The Jury Makes A Decision
The jury also heard testimony from Jean Adair's co-worker, Carolyn Moore. "(Jean Adair) said that she and Dr. Shapiro wanted to be together and that he wanted to divorce his wife, and then she said, 'Now if I can only get rid of Robert,'" Moore told the court.
Outside the court, Moore had more to say. "I think (Adair) wanted to be with someone who had money," Moore said to reporters. "That was her main motivator in life. Money." Moore also said that Jean Adair had had several other affairs. This testimony was not heard in court, because the judge ruled that it was hearsay.
Jean Adair says that her marriage was nevertheless strong.
According to Moore - who thinks that her co-worker is capable of murder - Adair told her that she had several times deliberately injured herself on the job. This testimony was also barred. Jean Adair had frequent claims of medical disability and even had received $400,000 for her knee injury.
"It's clearly within her character to fake an injury, especially if there's what we call secondary gain, and that secondary gain is money," says Dr. Harold Cohen, who ran the clinic where Jean Adair worked.
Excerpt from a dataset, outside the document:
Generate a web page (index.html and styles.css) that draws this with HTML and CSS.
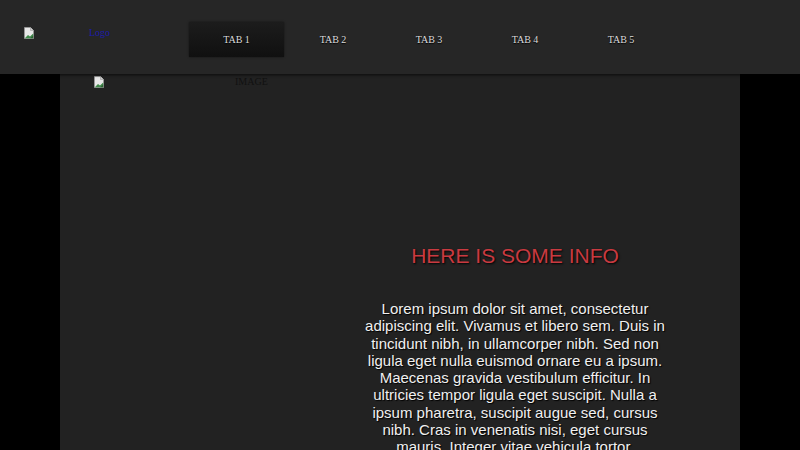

And according to Robert Adair's mother, Margarita, her son had decided to divorce Jean, and take the children to Las Vegas, where Margarita lives. Jean Adair denies this and says that those who accuse her are simply jealous.
But the prosecution's case runs into problems beyond the confusion over Jean Adair's alleged phone call to Dr. Shapiro: After the crime, Jean Adair did not have blood on her. Her lawyer says this shows that she is innocent.
The prosecution, however, contended that Jean Adair swung the bat in such a way that the blood sprayed away from her. The prosecutor brought an expert witness to testify about the direction of the blood. But on the stand that witness said that he would expect to find blood on the person wielding the bat - exactly the opposite of what the prosecutor expected.
After three weeks of testimony, both sides rested and the jury began deliberations. Three days later, on Oct. 18, 1999, the jury acquitted Adair. Foreman Joe Flanagan said that the jury decided that there was reasonable doubt that Adair had killed her husband.
"I can't imagine in my wildest dreams that this woman would be acquitted," Mindy Shapiro says.
Robert Adair's family was crushed by the acquittal. "I'm very surprised," says Robert's sister Simone. "I know in my heart that she killed Robert."
Asked afterward if she planned to celebrate, Jean. Adair says she wouldn't. "I don't feel I can really celebrate," she says. "The people that did this to my husband are still out there, and not until they are behind bars and charged with this murder will I be happy."
"She's taking a line from O.J. Simpson," says the prosecutor, Goldstein. "We had the right person."